CONTENT WARNING: I am going to deploy a term often associated with aa — “sponsor” — - but I in no way speak for or necessarily belong to aa because from what I’ve been told by various sources the aa is like the CIA: you can admit it exists, but ya can’t admit you’re in it.
(Also, is The Pandemic over or what? What’s going on? If it’s not happening within a 2 mile radius of my house, I really have no fucking clue what’s going on in this country anymore, and around here people are seemingly carrying on like it’s Christmas after the Second World War.)
Anyway, because of the holidays, I’ve been going out with friends more lately. I’ve been doing more things socially. Which feels weird because — well, you know what I mean, reader.
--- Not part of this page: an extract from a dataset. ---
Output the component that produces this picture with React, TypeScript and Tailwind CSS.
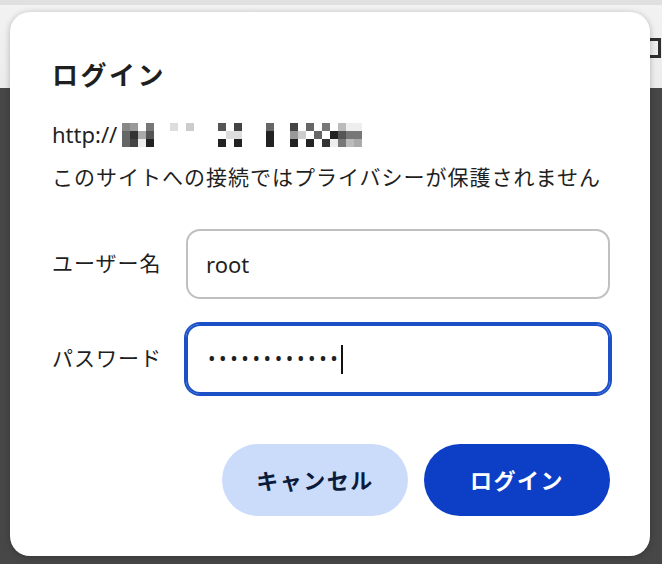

Global Pandemic, stage iv cancer, education, kids, life — all that shit.
And I was telling my sponsor about a beautiful bar I saw at a restaurant.
“I wanted to be there,” I told her. “I just wanted a martini and to be there, with the lights, listening to that jazz piano.”
And she responded, “What did you get in those spaces, aside from drunk or high?” And really, they weren’t any “things” that I couldn’t get anywhere else.
And I also feel like I just need to accept that bars are over for me right now. They are far too alluring with their damn Christmas shit everywhere and their drink specials and their cocktails and merriment . . . I liked being tipsy at the holidays. I really, really did. And the problem was, unlike most people for whom this is also true, I was unable to stop (without great, deliberate effort) once the process was actively underway. I might have two glasses of wine at the party, but once I got home, hold onto your hat. Because I always came home from these events with feelings.
And sometimes this was fine.
And sometimes this was not.
And, in the end, mostly it was not.

It’s so good. Almost quaint now.

I can have closeness and camaraderie and (lord knows) loud music without alcohol. Truth be told, the nature of my work allows for all three on a regular basis. And as the holidays — the “drinky” ones — get closer I find myself leaning harder into my work and my writing, almost obsessively so.
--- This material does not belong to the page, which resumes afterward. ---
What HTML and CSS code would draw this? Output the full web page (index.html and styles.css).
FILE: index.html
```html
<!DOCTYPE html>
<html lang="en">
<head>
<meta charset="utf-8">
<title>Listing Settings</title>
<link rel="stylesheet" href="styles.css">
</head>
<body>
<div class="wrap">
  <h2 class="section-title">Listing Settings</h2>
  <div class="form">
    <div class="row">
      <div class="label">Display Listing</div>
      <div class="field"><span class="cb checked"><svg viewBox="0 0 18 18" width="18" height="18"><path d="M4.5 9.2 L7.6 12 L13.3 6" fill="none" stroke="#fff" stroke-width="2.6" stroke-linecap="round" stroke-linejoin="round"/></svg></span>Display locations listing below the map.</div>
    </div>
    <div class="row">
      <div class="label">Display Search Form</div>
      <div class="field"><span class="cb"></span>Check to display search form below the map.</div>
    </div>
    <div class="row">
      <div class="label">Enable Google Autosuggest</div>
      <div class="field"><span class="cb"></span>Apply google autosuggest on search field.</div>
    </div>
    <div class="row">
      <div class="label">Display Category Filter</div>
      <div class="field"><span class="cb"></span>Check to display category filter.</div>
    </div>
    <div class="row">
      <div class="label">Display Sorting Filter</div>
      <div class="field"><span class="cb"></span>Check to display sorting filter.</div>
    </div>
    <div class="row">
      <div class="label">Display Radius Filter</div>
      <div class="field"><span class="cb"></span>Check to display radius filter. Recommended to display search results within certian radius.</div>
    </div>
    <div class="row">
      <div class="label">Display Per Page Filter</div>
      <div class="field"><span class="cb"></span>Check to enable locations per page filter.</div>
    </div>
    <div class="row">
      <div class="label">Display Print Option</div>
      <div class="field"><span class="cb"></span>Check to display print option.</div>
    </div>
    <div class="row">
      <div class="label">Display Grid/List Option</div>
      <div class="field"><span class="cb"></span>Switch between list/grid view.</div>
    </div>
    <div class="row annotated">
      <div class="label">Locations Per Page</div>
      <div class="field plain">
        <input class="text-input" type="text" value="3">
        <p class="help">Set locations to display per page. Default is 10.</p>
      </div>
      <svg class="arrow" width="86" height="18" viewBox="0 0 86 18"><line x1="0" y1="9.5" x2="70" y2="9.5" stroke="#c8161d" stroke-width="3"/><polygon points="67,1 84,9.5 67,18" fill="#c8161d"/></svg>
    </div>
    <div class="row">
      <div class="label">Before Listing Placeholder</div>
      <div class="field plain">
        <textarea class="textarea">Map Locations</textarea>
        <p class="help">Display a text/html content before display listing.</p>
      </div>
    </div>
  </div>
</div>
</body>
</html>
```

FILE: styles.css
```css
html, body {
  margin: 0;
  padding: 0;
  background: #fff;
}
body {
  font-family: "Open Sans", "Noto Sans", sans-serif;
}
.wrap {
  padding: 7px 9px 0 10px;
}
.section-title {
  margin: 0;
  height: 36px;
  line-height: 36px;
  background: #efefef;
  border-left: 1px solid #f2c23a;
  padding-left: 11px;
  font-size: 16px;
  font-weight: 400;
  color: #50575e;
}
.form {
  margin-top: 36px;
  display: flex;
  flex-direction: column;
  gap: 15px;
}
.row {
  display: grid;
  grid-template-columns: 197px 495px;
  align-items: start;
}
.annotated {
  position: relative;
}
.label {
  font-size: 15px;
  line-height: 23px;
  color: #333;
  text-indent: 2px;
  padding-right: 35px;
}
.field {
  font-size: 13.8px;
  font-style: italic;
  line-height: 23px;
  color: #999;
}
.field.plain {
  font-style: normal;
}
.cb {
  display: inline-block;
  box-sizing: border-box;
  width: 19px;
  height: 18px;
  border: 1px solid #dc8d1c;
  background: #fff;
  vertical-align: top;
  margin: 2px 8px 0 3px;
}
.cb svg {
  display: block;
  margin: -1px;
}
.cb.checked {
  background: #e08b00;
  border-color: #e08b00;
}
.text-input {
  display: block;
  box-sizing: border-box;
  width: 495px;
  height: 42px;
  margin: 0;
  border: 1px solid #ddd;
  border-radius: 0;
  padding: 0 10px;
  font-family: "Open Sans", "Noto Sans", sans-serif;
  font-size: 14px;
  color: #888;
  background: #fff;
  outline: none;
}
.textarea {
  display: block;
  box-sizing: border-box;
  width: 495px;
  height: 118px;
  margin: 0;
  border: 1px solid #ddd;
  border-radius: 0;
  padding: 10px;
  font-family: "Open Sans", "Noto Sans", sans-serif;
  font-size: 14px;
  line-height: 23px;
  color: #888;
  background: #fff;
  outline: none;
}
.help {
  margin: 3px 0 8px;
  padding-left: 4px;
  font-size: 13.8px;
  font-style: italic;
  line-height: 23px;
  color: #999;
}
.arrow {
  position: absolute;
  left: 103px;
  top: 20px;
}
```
But when I work too much or write too much, I never regret it.
I never really “feel bad” (on the inside, in my heart, where it counts) when I’ve worked too hard or written too late.
Who cares?
I am enough.
And I need to remember this the next time the crystalline glow of a bar causes my mind to wander from that capital-T-Truth.

The Truth is that peace does not come from without.
Not accolades, not money, not alcohol.
Not weed. Not melatonin. Not Ibrance.
Not this stupid ass “sleepy-tea” I’m drinking when,
if I’m being “rigorously honest” I’d rather have a mug full of hot spiked cider.
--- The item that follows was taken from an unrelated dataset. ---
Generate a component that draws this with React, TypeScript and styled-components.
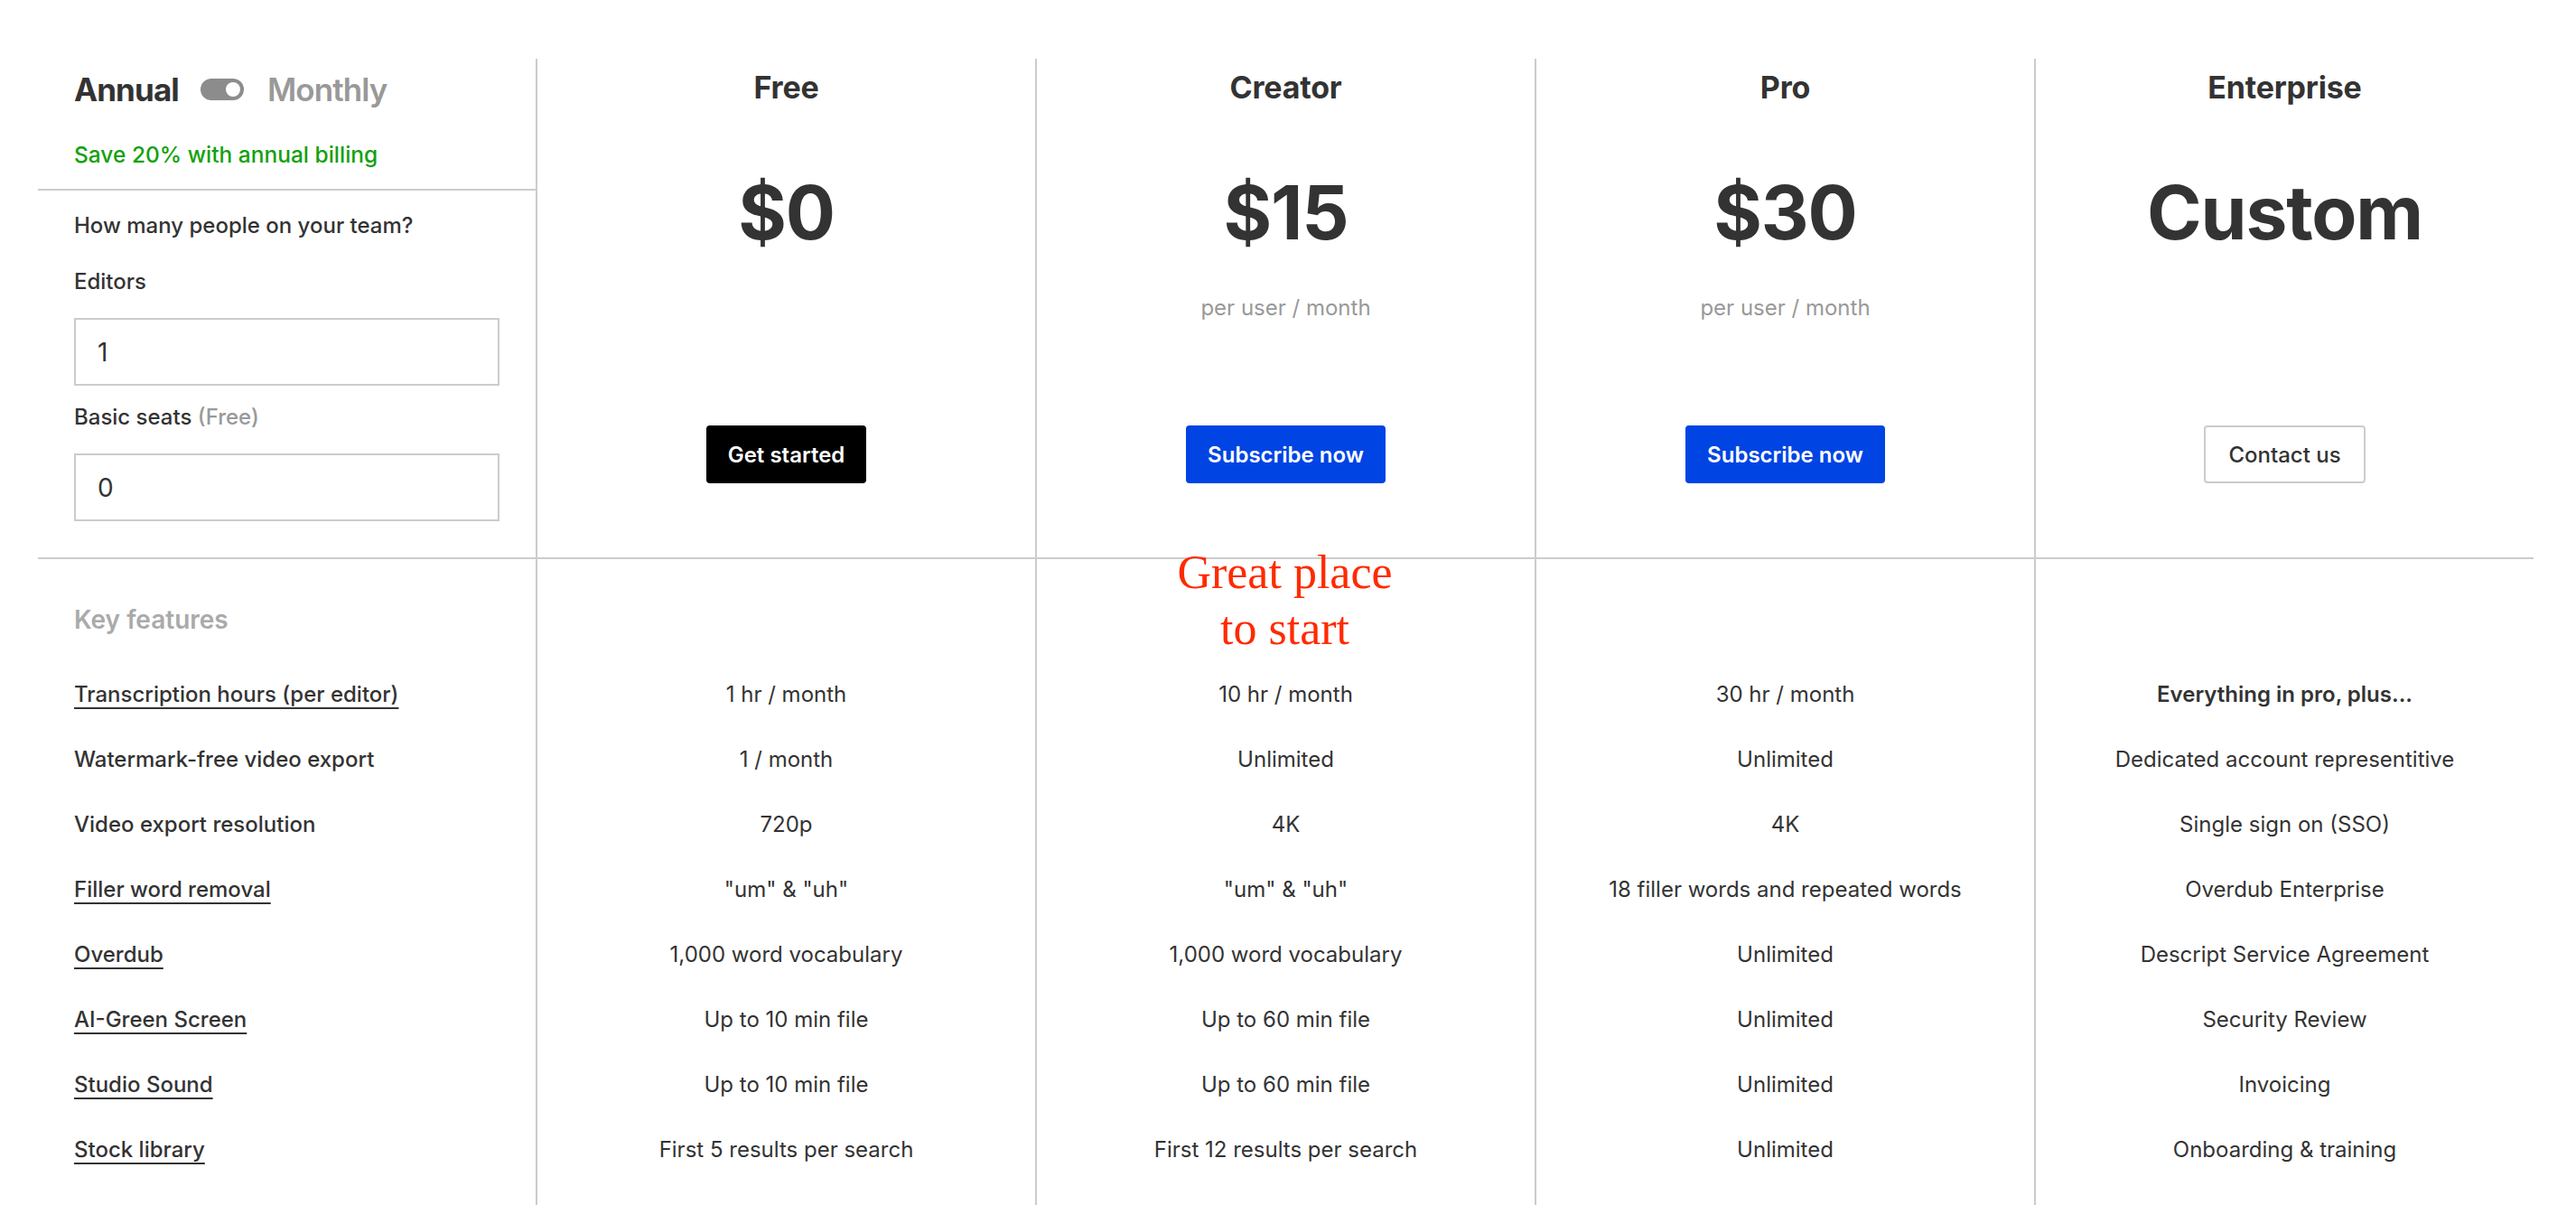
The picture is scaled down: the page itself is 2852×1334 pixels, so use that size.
import React, { useState } from "react";
import styled, { createGlobalStyle } from "styled-components";

const GlobalStyle = createGlobalStyle`
  html, body {
    margin: 0;
    padding: 0;
    background: #fff;
    overflow: hidden;
  }
  body {
    font-family: Inter, "Noto Sans", "Liberation Sans", sans-serif;
    color: #333;
  }
`;

const Page = styled.div`
  padding: 65px 47px 0 42px;
`;

const Table = styled.div`
  display: grid;
  grid-template-columns: 551px repeat(4, 1fr);
`;

// ---- header row ----

const SetupCell = styled.div`
  display: flex;
  flex-direction: column;
  border-bottom: 2px solid #ccc;
`;

const Billing = styled.div`
  padding: 12px 40px 23px;
  border-bottom: 2px solid #ccc;
`;

const BillingSwitch = styled.div`
  display: flex;
  align-items: center;
  gap: 24px;
`;

const Period = styled.span<{ $active?: boolean }>`
  font-size: 35px;
  line-height: 44px;
  font-weight: ${(p) => (p.$active ? 700 : 600)};
  color: ${(p) => (p.$active ? "#333" : "#999")};
  letter-spacing: -0.9px;
`;

const Toggle = styled.button<{ $right: boolean }>`
  position: relative;
  width: 48px;
  height: 24px;
  border: none;
  border-radius: 12px;
  background: #8c8c8c;
  padding: 0;
  margin-right: 2px;
  cursor: pointer;

  &::after {
    content: "";
    position: absolute;
    top: 4px;
    left: ${(p) => (p.$right ? "28px" : "4px")};
    width: 16px;
    height: 16px;
    border-radius: 50%;
    background: #fff;
  }
`;

const SaveNote = styled.div`
  margin-top: 35px;
  font-size: 24.5px;
  line-height: 30px;
  font-weight: 500;
  color: #13a10e;
`;

const Team = styled.div`
  display: flex;
  flex-direction: column;
  padding: 24px 40px 40px;
`;

const Question = styled.div`
  font-size: 24px;
  line-height: 30px;
  font-weight: 500;
  color: #333;
  margin-bottom: 32px;
`;

const FieldLabel = styled.label`
  font-size: 24px;
  line-height: 30px;
  font-weight: 500;
  color: #333;
  margin-bottom: 25px;

  span {
    color: #999;
  }
`;

const SeatInput = styled.input`
  box-sizing: border-box;
  width: 100%;
  height: 75px;
  border: 2px solid #ccc;
  border-radius: 0;
  padding: 0 24px;
  font-family: inherit;
  font-size: 28px;
  color: #333;
  outline: none;
  margin-bottom: 20px;

  &:last-child {
    margin-bottom: 0;
  }
`;

const PlanHead = styled.div`
  display: flex;
  flex-direction: column;
  align-items: center;
  padding: 12px 0 82px;
  border-left: 2px solid #ccc;
  border-bottom: 2px solid #ccc;
`;

const PlanName = styled.h2`
  margin: 0;
  font-size: 34px;
  line-height: 40px;
  font-weight: 700;
  color: #333;
  letter-spacing: -0.2px;
`;

const Price = styled.div`
  margin-top: 71px;
  font-size: 82px;
  line-height: 96px;
  font-weight: 700;
  color: #333;
  letter-spacing: -1.2px;
`;

const PriceNote = styled.div`
  margin-top: 42px;
  height: 30px;
  font-size: 24px;
  line-height: 30px;
  color: #999;
`;

const PlanButton = styled.button<{ $variant: "dark" | "blue" | "outline" }>`
  margin-top: auto;
  height: 64px;
  padding: 0 ${(p) => (p.$variant === "outline" ? "25px" : "24px")};
  border-radius: 4px;
  font-family: inherit;
  font-size: 24px;
  font-weight: ${(p) => (p.$variant === "outline" ? 500 : 600)};
  cursor: pointer;
  border: ${(p) => (p.$variant === "outline" ? "2px solid #ccc" : "none")};
  background: ${(p) =>
    p.$variant === "dark" ? "#000" : p.$variant === "blue" ? "#0044e4" : "#fff"};
  color: ${(p) => (p.$variant === "outline" ? "#333" : "#fff")};
`;

// ---- features ----

const KeyHead = styled.div`
  padding: 50px 40px 29px;
  font-size: 28px;
  line-height: 34px;
  font-weight: 600;
  color: #aaa;
`;

const Cell = styled.div`
  position: relative;
`;

const FeatureLabel = styled.div`
  display: flex;
  align-items: center;
  height: 72px;
  padding: 0 40px;
`;

const FeatureName = styled.span<{ $link?: boolean }>`
  font-size: 24px;
  font-weight: 500;
  color: #333;
  text-decoration: ${(p) => (p.$link ? "underline" : "none")};
  text-decoration-thickness: 2px;
  text-underline-offset: 6px;
`;

const Value = styled.div<{ $strong?: boolean }>`
  display: flex;
  align-items: center;
  justify-content: center;
  height: 72px;
  border-left: 2px solid #ccc;
  font-size: 24px;
  font-weight: ${(p) => (p.$strong ? 600 : 400)};
  color: #333;
`;

const Spacer = styled.div<{ $divider?: boolean; $height: number }>`
  height: ${(p) => p.$height}px;
  border-left: ${(p) => (p.$divider ? "2px solid #ccc" : "none")};
`;

const Callout = styled.div`
  position: absolute;
  top: -16px;
  left: 0;
  right: 0;
  text-align: center;
  font-family: "Liberation Serif", "Times New Roman", serif;
  font-size: 52px;
  line-height: 62px;
  color: #ff2a00;
  pointer-events: none;
`;

type Plan = {
  name: string;
  price: string;
  note?: string;
  cta: string;
  variant: "dark" | "blue" | "outline";
};

const plans: Plan[] = [
  { name: "Free", price: "$0", cta: "Get started", variant: "dark" },
  { name: "Creator", price: "$15", note: "per user / month", cta: "Subscribe now", variant: "blue" },
  { name: "Pro", price: "$30", note: "per user / month", cta: "Subscribe now", variant: "blue" },
  { name: "Enterprise", price: "Custom", cta: "Contact us", variant: "outline" },
];

const features = [
  {
    label: "Transcription hours (per editor)",
    link: true,
    values: ["1 hr / month", "10 hr / month", "30 hr / month", "Everything in pro, plus..."],
  },
  {
    label: "Watermark-free video export",
    link: false,
    values: ["1 / month", "Unlimited", "Unlimited", "Dedicated account representitive"],
  },
  {
    label: "Video export resolution",
    link: false,
    values: ["720p", "4K", "4K", "Single sign on (SSO)"],
  },
  {
    label: "Filler word removal",
    link: true,
    values: ['"um" & "uh"', '"um" & "uh"', "18 filler words and repeated words", "Overdub Enterprise"],
  },
  {
    label: "Overdub",
    link: true,
    values: ["1,000 word vocabulary", "1,000 word vocabulary", "Unlimited", "Descript Service Agreement"],
  },
  {
    label: "AI-Green Screen",
    link: true,
    values: ["Up to 10 min file", "Up to 60 min file", "Unlimited", "Security Review"],
  },
  {
    label: "Studio Sound",
    link: true,
    values: ["Up to 10 min file", "Up to 60 min file", "Unlimited", "Invoicing"],
  },
  {
    label: "Stock library",
    link: true,
    values: ["First 5 results per search", "First 12 results per search", "Unlimited", "Onboarding & training"],
  },
];

function App() {
  const [annual, setAnnual] = useState(true);
  const [editors, setEditors] = useState("1");
  const [basic, setBasic] = useState("0");

  return (
    <Page>
      <GlobalStyle />
      <Table>
        <SetupCell>
          <Billing>
            <BillingSwitch>
              <Period $active={annual}>Annual</Period>
              <Toggle $right={annual} aria-label="billing period" onClick={() => setAnnual(!annual)} />
              <Period $active={!annual}>Monthly</Period>
            </BillingSwitch>
            <SaveNote>Save 20% with annual billing</SaveNote>
          </Billing>
          <Team>
            <Question>How many people on your team?</Question>
            <FieldLabel>Editors</FieldLabel>
            <SeatInput value={editors} onChange={(e) => setEditors(e.target.value)} />
            <FieldLabel>
              Basic seats <span>(Free)</span>
            </FieldLabel>
            <SeatInput value={basic} onChange={(e) => setBasic(e.target.value)} />
          </Team>
        </SetupCell>

        {plans.map((plan) => (
          <PlanHead key={plan.name}>
            <PlanName>{plan.name}</PlanName>
            <Price>{plan.price}</Price>
            <PriceNote>{plan.note}</PriceNote>
            <PlanButton $variant={plan.variant}>{plan.cta}</PlanButton>
          </PlanHead>
        ))}

        <Cell>
          <KeyHead>Key features</KeyHead>
          {features.map((f) => (
            <FeatureLabel key={f.label}>
              <FeatureName $link={f.link}>{f.label}</FeatureName>
            </FeatureLabel>
          ))}
          <Spacer $height={26} />
        </Cell>

        {plans.map((plan, i) => (
          <Cell key={plan.name}>
            <Spacer $divider $height={113} />
            {plan.name === "Creator" && (
              <Callout>
                Great place
                <br />
                to start
              </Callout>
            )}
            {features.map((f) => (
              <Value key={f.label} $strong={f.values[i].startsWith("Everything")}>
                {f.values[i]}
              </Value>
            ))}
            <Spacer $divider $height={26} />
          </Cell>
        ))}
      </Table>
    </Page>
  );
}

export default App;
The fact is the feelings come and go like the birds that sit on the power lines crisscrossed over our neighborhood.
Landing. Leaving. Landing. Leaving.

And then sometimes, just like those birds, those feelings shit all over you.
That’s the part I never liked. I don’t do so well with, what I’ll call my, Three Big Shitty Feelings: Grief, Regret, Fear.
The holidays always bring up the Three Big Shitties because they’re all about other humans and our relationships to other humans, and about love, and connection, and the past.
Tradition itself is about the past.
That ham is about the past.

And I’ll end this by stating something truly controversial: I like ham more than turkey. If I’m being rigorously honest (as I am wont these days) I don’t care much for turkey at all.